▸ **GOAL**
Hunt for the word "styles" across the entries below, copying each line that holds it.

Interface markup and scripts
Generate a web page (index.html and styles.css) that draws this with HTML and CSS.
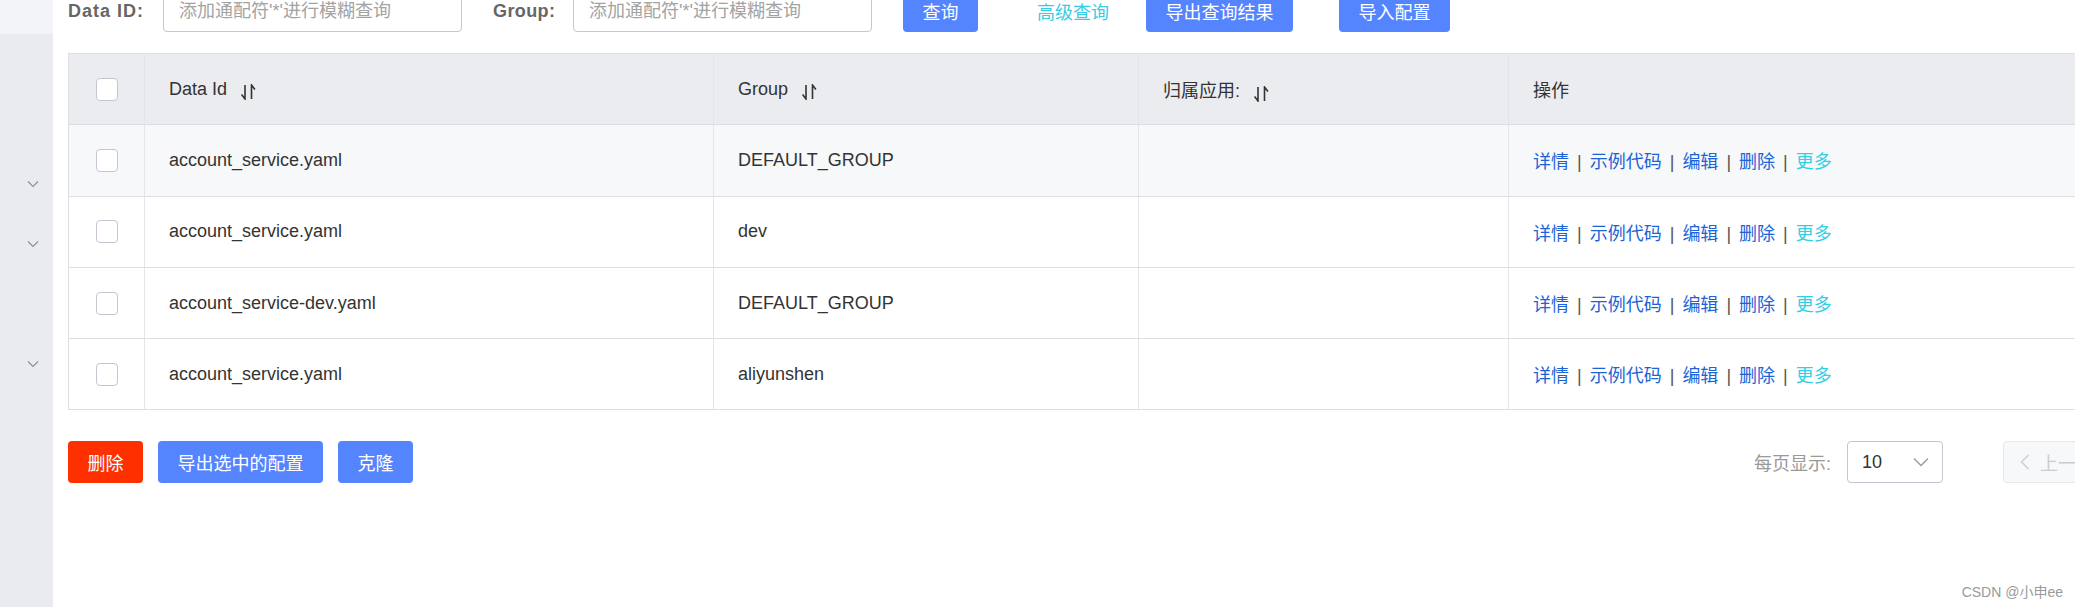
FILE: index.html
```html
<!DOCTYPE html>
<html lang="zh-CN">
<head>
<meta charset="utf-8">
<title>配置管理</title>
<link rel="stylesheet" href="styles.css">
</head>
<body>
<div class="page">
  <aside class="sidebar">
    <div class="side-top"></div>
    <div class="side-item"></div>
    <div class="side-item"></div>
    <div class="side-item"><svg class="chev" viewBox="0 0 12 8"><path d="M1 1.5L6 6.5L11 1.5" fill="none" stroke="#8a8f99" stroke-width="1.1"/></svg></div>
    <div class="side-item"><svg class="chev" viewBox="0 0 12 8"><path d="M1 1.5L6 6.5L11 1.5" fill="none" stroke="#8a8f99" stroke-width="1.1"/></svg></div>
    <div class="side-item"></div>
    <div class="side-item"><svg class="chev" viewBox="0 0 12 8"><path d="M1 1.5L6 6.5L11 1.5" fill="none" stroke="#8a8f99" stroke-width="1.1"/></svg></div>
  </aside>
  <main class="main">
    <div class="search">
      <span class="lbl lbl-id">Data ID:</span>
      <input class="field" type="text" placeholder="添加通配符'*'进行模糊查询">
      <span class="lbl lbl-group">Group:</span>
      <input class="field" type="text" placeholder="添加通配符'*'进行模糊查询">
      <button class="btn btn-query">查询</button>
      <span class="adv">高级查询</span>
      <button class="btn btn-export">导出查询结果</button>
      <button class="btn btn-import">导入配置</button>
    </div>

    <table class="grid">
      <colgroup>
        <col class="c-check">
        <col class="c-id">
        <col class="c-group">
        <col class="c-app">
        <col class="c-ops">
      </colgroup>
      <thead>
        <tr>
          <th class="cell-check"><span class="box"></span></th>
          <th>Data Id<svg class="sort" viewBox="0 0 16 16"><path d="M5 1V15L1.6 10.6M11.5 15V1L14.9 5.4" fill="none" stroke="#333" stroke-width="1.6"/></svg></th>
          <th>Group<svg class="sort" viewBox="0 0 16 16"><path d="M5 1V15L1.6 10.6M11.5 15V1L14.9 5.4" fill="none" stroke="#333" stroke-width="1.6"/></svg></th>
          <th>归属应用:<svg class="sort" viewBox="0 0 16 16"><path d="M5 1V15L1.6 10.6M11.5 15V1L14.9 5.4" fill="none" stroke="#333" stroke-width="1.6"/></svg></th>
          <th>操作</th>
        </tr>
      </thead>
      <tbody>
        <tr class="hover">
          <td class="cell-check"><span class="box"></span></td>
          <td>account_service.yaml</td>
          <td>DEFAULT_GROUP</td>
          <td></td>
          <td class="ops"><a class="lnk">详情</a><span class="sep">|</span><a class="lnk">示例代码</a><span class="sep">|</span><a class="lnk">编辑</a><span class="sep">|</span><a class="lnk">删除</a><span class="sep">|</span><a class="more">更多</a></td>
        </tr>
        <tr>
          <td class="cell-check"><span class="box"></span></td>
          <td>account_service.yaml</td>
          <td>dev</td>
          <td></td>
          <td class="ops"><a class="lnk">详情</a><span class="sep">|</span><a class="lnk">示例代码</a><span class="sep">|</span><a class="lnk">编辑</a><span class="sep">|</span><a class="lnk">删除</a><span class="sep">|</span><a class="more">更多</a></td>
        </tr>
        <tr>
          <td class="cell-check"><span class="box"></span></td>
          <td>account_service-dev.yaml</td>
          <td>DEFAULT_GROUP</td>
          <td></td>
          <td class="ops"><a class="lnk">详情</a><span class="sep">|</span><a class="lnk">示例代码</a><span class="sep">|</span><a class="lnk">编辑</a><span class="sep">|</span><a class="lnk">删除</a><span class="sep">|</span><a class="more">更多</a></td>
        </tr>
        <tr>
          <td class="cell-check"><span class="box"></span></td>
          <td>account_service.yaml</td>
          <td>aliyunshen</td>
          <td></td>
          <td class="ops"><a class="lnk">详情</a><span class="sep">|</span><a class="lnk">示例代码</a><span class="sep">|</span><a class="lnk">编辑</a><span class="sep">|</span><a class="lnk">删除</a><span class="sep">|</span><a class="more">更多</a></td>
        </tr>
      </tbody>
    </table>

    <div class="footer">
      <div class="actions">
        <button class="btn btn-danger">删除</button>
        <button class="btn">导出选中的配置</button>
        <button class="btn">克隆</button>
      </div>
      <div class="pager">
        <span class="pager-label">每页显示:</span>
        <div class="select"><span>10</span><svg class="sel-arrow" viewBox="0 0 16 10"><path d="M1 1.5L8 8.5L15 1.5" fill="none" stroke="#999" stroke-width="1.3"/></svg></div>
        <button class="pg pg-prev"><svg class="pg-arrow" viewBox="0 0 10 16"><path d="M8.5 1L1.5 8L8.5 15" fill="none" stroke="#ccc" stroke-width="1.3"/></svg>上一页</button>
        <button class="pg pg-num">1</button>
        <button class="pg pg-next">下一页</button>
      </div>
    </div>
  </main>
</div>
<div class="watermark">CSDN @小申ee</div>
</body>
</html>
```

FILE: styles.css
```css
* { box-sizing: border-box; }

html, body {
  margin: 0;
  padding: 0;
  background: #fff;
  overflow: hidden;
}

body {
  position: relative;
  width: 2075px;
  height: 607px;
  font-family: "Liberation Sans", "Noto Sans CJK SC", sans-serif;
  font-size: 18px;
  color: #333;
}

.page {
  display: flex;
  height: 607px;
}

/* sidebar */
.sidebar {
  flex: none;
  width: 53px;
  background: #e9ebf0;
  display: flex;
  flex-direction: column;
}
.side-top {
  height: 34px;
  background: #f3f4f7;
}
.side-item {
  height: 60px;
  display: flex;
  align-items: center;
  justify-content: center;
  padding-left: 12px;
}
.chev {
  width: 12px;
  height: 8px;
  display: block;
}

/* main */
.main {
  flex: none;
  width: 2227px;
  padding-left: 15px;
}

.search {
  display: flex;
  align-items: center;
  height: 42px;
  margin-top: -10px;
}
.lbl {
  font-weight: bold;
  color: #666;
  white-space: nowrap;
  letter-spacing: 0.4px;
}
.lbl-id { width: 95px; letter-spacing: 1px; }
.lbl-group { width: 80px; margin-left: 31px; }

.field {
  width: 299px;
  height: 42px;
  border: 1px solid #c4c6cf;
  border-radius: 4px;
  padding: 0 15px;
  font: inherit;
  color: #333;
  outline: none;
  background: #fff;
}
.field::placeholder { color: #a3a3a3; }

.btn {
  height: 42px;
  padding: 0 19.5px;
  border: none;
  border-radius: 4px;
  background: #5584ff;
  color: #fff;
  font: inherit;
  white-space: nowrap;
}
.btn-query { margin-left: 31px; }
.adv {
  color: #33cde5;
  margin-left: 59px;
  white-space: nowrap;
}
.btn-export { margin-left: 37px; }
.btn-import { margin-left: 46px; }

/* table */
.grid {
  margin-top: 21px;
  width: 2212px;
  table-layout: fixed;
  border-collapse: collapse;
  border-top: 1px solid #dcdee3;
  border-left: 1px solid #dcdee3;
}
.c-check { width: 76px; }
.c-id { width: 569px; }
.c-group { width: 425px; }
.c-app { width: 370px; }
.c-ops { width: 772px; }

.grid th,
.grid td {
  height: 71.3px;
  padding: 0 0 0 24px;
  text-align: left;
  font-weight: normal;
  color: #333;
  border-bottom: 1px solid #dcdee3;
  border-right: 1px solid #e4e5e9;
  white-space: nowrap;
}
.grid thead th { background: #ebecf0; }
.grid tr.hover td { background: #f7f8fa; }
.grid .cell-check {
  padding: 0;
  text-align: center;
}
.box {
  display: inline-block;
  width: 22px;
  height: 23px;
  border: 1px solid #c4c6cf;
  border-radius: 4px;
  background: #fff;
  vertical-align: middle;
}
.sort {
  width: 16px;
  height: 16px;
  margin-left: 13px;
  vertical-align: -5px;
}

.ops .lnk { color: #1e63d6; }
.ops .more { color: #33cde5; }
.ops .sep {
  color: #555;
  margin: 0 8px;
}

/* footer */
.footer {
  display: flex;
  justify-content: space-between;
  align-items: center;
  margin-top: 31px;
  height: 42px;
}
.actions {
  display: flex;
  gap: 15px;
}
.btn-danger { background: #ff3000; }

.pager {
  display: flex;
  align-items: center;
  margin-right: 21px;
}
.pager-label {
  color: #999;
  margin-right: 16px;
}
.select {
  width: 96px;
  height: 42px;
  border: 1px solid #c4c6cf;
  border-radius: 4px;
  display: flex;
  align-items: center;
  justify-content: space-between;
  padding: 0 13px 0 14px;
  color: #333;
}
.sel-arrow {
  width: 16px;
  height: 10px;
  display: block;
}
.pg {
  height: 42px;
  border: 1px solid #e6e7eb;
  border-radius: 4px;
  background: #f7f8fa;
  color: #ccc;
  font: inherit;
  padding: 0 16px;
  display: flex;
  align-items: center;
  white-space: nowrap;
}
.pg-prev { margin-left: 60px; }
.pg-num { margin-left: 8px; background: #5584ff; color: #fff; border-color: #5584ff; }
.pg-next { margin-left: 8px; }
.pg-arrow {
  width: 10px;
  height: 16px;
  margin-right: 10px;
}

.watermark {
  position: absolute;
  right: 12px;
  bottom: 6px;
  font-family: "Liberation Sans", "Noto Sans CJK SC", sans-serif;
  font-size: 14px;
  color: #9a9a9a;
}
```
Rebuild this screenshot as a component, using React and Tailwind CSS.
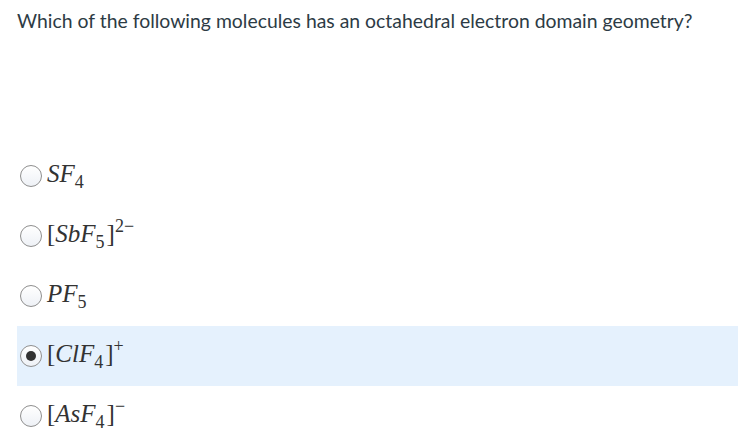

▸ **EXERCISE RESULT**
Generate a web page (index.html and styles.css) that draws this with HTML and CSS.
<link rel="stylesheet" href="styles.css">
FILE: styles.css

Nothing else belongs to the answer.